Supply chains aren’t as flexible as thought. In this digital age, we assumed we reached a point in which we assumed our supply chains were as flexible and nimble as a yoga instructor. But the recent great toilet paper shortage is an illustration of how supply chains are, to some extent, hardwired to preset business realities. As Will Oremus observes in a post on Medium, at least half of bathroom supply chains are aligned and programmed to serve commercial customers. When everyone was sent home to work, the toilet paper supply chain wasn’t ready to follow them. “The industry can’t just flip a switch,” Oremus writes. “Shifting to retail channels would require new relationships and contracts between suppliers, distributors, and stores; different formats for packaging and shipping; new trucking routes — all for a bulky product with lean profit margins. If toilet paper manufacturers spend a bunch of money now to refocus on the retail channel, they’ll face the same problem in reverse once people head back to work again.”
Artificial intelligence is a force of good. AI is finally being employed where it can gain high visibility — and may plaudits, versus the nonstop thrashing it has been taking over privacy and bias concerns. Here are just a few examples of AI being pressed into service at a moment’s notice:
- Mount Sinai Health System in New York City has partnered with Sana Labs to launch Project Florence, an AI-based personalized learning platform to enhance the skills of nurses treating COVID-19 patients.
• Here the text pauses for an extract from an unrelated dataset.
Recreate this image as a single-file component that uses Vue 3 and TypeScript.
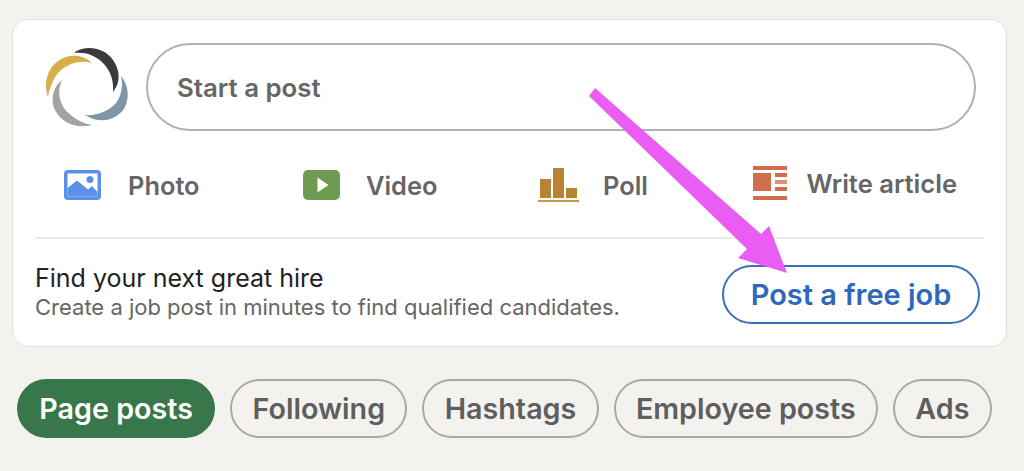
<template>
  <div class="page">
    <section class="card">
      <div class="composer">
        <svg class="logo" viewBox="44 46 86 82" width="86" height="82">
          <path fill="#3a3a3a" d="M75 52C86 45 104 47 113 60C120 70 121 82 113 92C114 80 110 70 103 63C95 55 85 52 75 53Z" />
          <path fill="#7d97a8" d="M121 76C128 84 130 96 125 107C118 120 100 125 85 115C97 116 109 111 116 103C122 95 123 85 121 76Z" />
          <path fill="#a3a3a1" d="M62 80C53 87 50 100 55 110C62 124 78 129 92 125C80 123 70 116 64 108C58 99 58 89 62 80Z" />
          <path fill="#d8ad4c" d="M92 63C85 56 75 54 66 57C50 62 42 80 48 97C50 86 54 77 60 71C69 63 81 60 92 63Z" />
        </svg>
        <button class="start-post">Start a post</button>
      </div>

      <div class="actions">
        <div v-for="action in actions" :key="action.label" class="action" :class="action.cls">
          <svg v-if="action.cls === 'photo'" class="icon" viewBox="0 0 37 30" width="37" height="30">
            <rect width="37" height="30" rx="4" fill="#5a91e6" />
            <rect x="3.500" y="3.500" width="30" height="23" fill="#fff" />
            <circle cx="26" cy="9.500" r="3.500" fill="#5a91e6" />
            <path fill="#5a91e6" d="M3.500 18L13 10.500L24 19.500L28 16L33.500 22V26.500H3.500Z" />
          </svg>
          <svg v-else-if="action.cls === 'video'" class="icon" viewBox="0 0 37 30" width="37" height="30">
            <rect width="37" height="30" rx="5" fill="#6f9a52" />
            <path fill="#fff" d="M14.500 7.500L25.500 15L14.500 22.500Z" />
          </svg>
          <svg v-else-if="action.cls === 'poll'" class="icon" viewBox="0 0 41 34" width="41" height="34">
            <rect x="2" y="11" width="11" height="19" fill="#b88434" />
            <rect x="15" y="0" width="11" height="30" fill="#b88434" />
            <rect x="28" y="20" width="11" height="10" fill="#b88434" />
            <rect x="0" y="32" width="41" height="2" fill="#c9964c" />
          </svg>
          <svg v-else class="icon" viewBox="0 0 34 34" width="34" height="34">
            <g fill="#cf6d4c">
              <rect x="0" y="0" width="34" height="4" />
              <rect x="0" y="7" width="18" height="18" />
              <rect x="22" y="7" width="12" height="4" />
              <rect x="22" y="14" width="12" height="4" opacity="0.75" />
              <rect x="22" y="21" width="12" height="4" />
              <rect x="0" y="30" width="34" height="4" />
            </g>
          </svg>
          <span class="action-label">{{ action.label }}</span>
        </div>
      </div>

      <div class="hire">
        <div class="hire-copy">
          <div class="hire-title">Find your next great hire</div>
          <div class="hire-sub">Create a job post in minutes to find qualified candidates.</div>
        </div>
        <button class="post-job">Post a free job</button>
      </div>
    </section>

    <div class="filters">
      <button
        v-for="f in filters"
        :key="f"
        class="chip"
        :class="{ active: f === 'Page posts' }"
      >
        {{ f }}
      </button>
    </div>

    <!-- annotation drawn over the screenshot -->
    <svg class="arrow" viewBox="0 0 1024 471" width="1024" height="471">
      <path fill="#e95df3" d="M595 88L761 234L769 226L787 273L738 258L747 249L589 96Z" />
    </svg>
  </div>
</template>

<script setup lang="ts">
const actions = [
  { label: 'Photo', cls: 'photo' },
  { label: 'Video', cls: 'video' },
  { label: 'Poll', cls: 'poll' },
  { label: 'Write article', cls: 'article' },
]

const filters = ['Page posts', 'Following', 'Hashtags', 'Employee posts', 'Ads']
</script>

<style>
html,
body {
  margin: 0;
  background: #f3f2ef;
}
</style>

<style scoped>
.page {
  position: relative;
  width: 1024px;
  height: 471px;
  overflow: hidden;
  padding: 19px 0 0 12px;
  box-sizing: border-box;
  background: #f3f2ef;
  font-family: Inter, "Liberation Sans", sans-serif;
}

.card {
  width: 995px;
  height: 328px;
  box-sizing: border-box;
  padding: 23px 22px 0 22px;
  background: #fff;
  border: 1px solid #e2e1de;
  border-radius: 16px;
}

.composer {
  display: flex;
  align-items: center;
  gap: 16px;
  padding-left: 9px;
}

.logo {
  flex: none;
}

.start-post {
  flex: none;
  width: 830px;
  height: 88px;
  padding: 0 29px;
  text-align: left;
  background: #fff;
  border: 2px solid #b0b0ae;
  border-radius: 44px;
  color: #666;
  font: 600 25.8px Inter, sans-serif;
}

.actions {
  display: grid;
  grid-template-columns: 239px 235px 215px auto;
  align-items: center;
  box-sizing: border-box;
  height: 108px;
  padding: 2px 0 0 29px;
  border-bottom: 2px solid #ebebe9;
}

.action {
  display: flex;
  align-items: center;
  color: #666;
  font-size: 25.4px;
  font-weight: 600;
}

.photo .icon {
  margin-right: 27px;
}

.video .icon {
  margin-right: 26px;
}

.poll .icon {
  margin-right: 24px;
}

.article .icon {
  margin-right: 19.5px;
}

.article {
  position: relative;
  top: -2px;
  font-size: 25.6px;
}

.hire {
  display: flex;
  align-items: center;
  justify-content: space-between;
  padding: 24px 4px 0 0;
}

.hire-copy {
  padding-bottom: 5px;
}

.hire-title {
  color: #222;
  font-size: 25px;
  line-height: 30px;
}

.hire-sub {
  color: #666;
  font-size: 22px;
  line-height: 28px;
}

.post-job {
  width: 258px;
  height: 59px;
  padding: 0;
  background: #fff;
  border: 2px solid #3a6fc0;
  border-radius: 30px;
  color: #2f67bd;
  font: 600 29px Inter, sans-serif;
}

.filters {
  display: flex;
  gap: 15px;
  margin: 32px 0 0 5px;
}

.chip {
  height: 59px;
  padding: 0 20.3px;
  background: transparent;
  border: 2px solid #aaa9a6;
  border-radius: 30px;
  color: #5e5e5e;
  font: 600 28.7px Inter, sans-serif;
}

.chip.active {
  background: #37774a;
  border-color: #37774a;
  color: #fff;
}

.arrow {
  position: absolute;
  left: 0;
  top: 0;
  pointer-events: none;
}
</style>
The platform is also being made available for free to hospitals around the world to improve medical response and care during the pandemic. After users complete an AI-powered adaptive assessment that measures their knowledge, the platform recommends personalized content in real time to address individual skills gaps.
- Qure.ai, a healthcare AI startup created by Fractal, has developed additional capabilities for its AI-based chest X-ray automation and interpretation solution that could help reduce COVID-19 induced burden on healthcare infrastructure.
- On the corporate scene, KPMG is applying AI approaches to rapidly analyze contractual obligations and termination clauses, as industries face supply chain delays, cancelled events and other roadblocks. Perhaps it can assist with the toilet paper issues mentioned above. KPMG also reports developing AI-based tools to supplementing employee and customer call centers to analyze and triage issues and questions. This includes deploying voice and text chatbots to field the high volume of inquiries from internal and external stakeholders. AI is also serving to boost financial forecasting, by leveraging curated external data sets and advanced analytical techniques to measuring and forecast the impact of COVID-19 on businesses.
The three areas described above — telework, supply chains and AI — are just part of the changing picture for technology. Covid-19 may be a tough challenge, but today’s technology is being employed in new and unforeseen ways to overcome this wily opponent.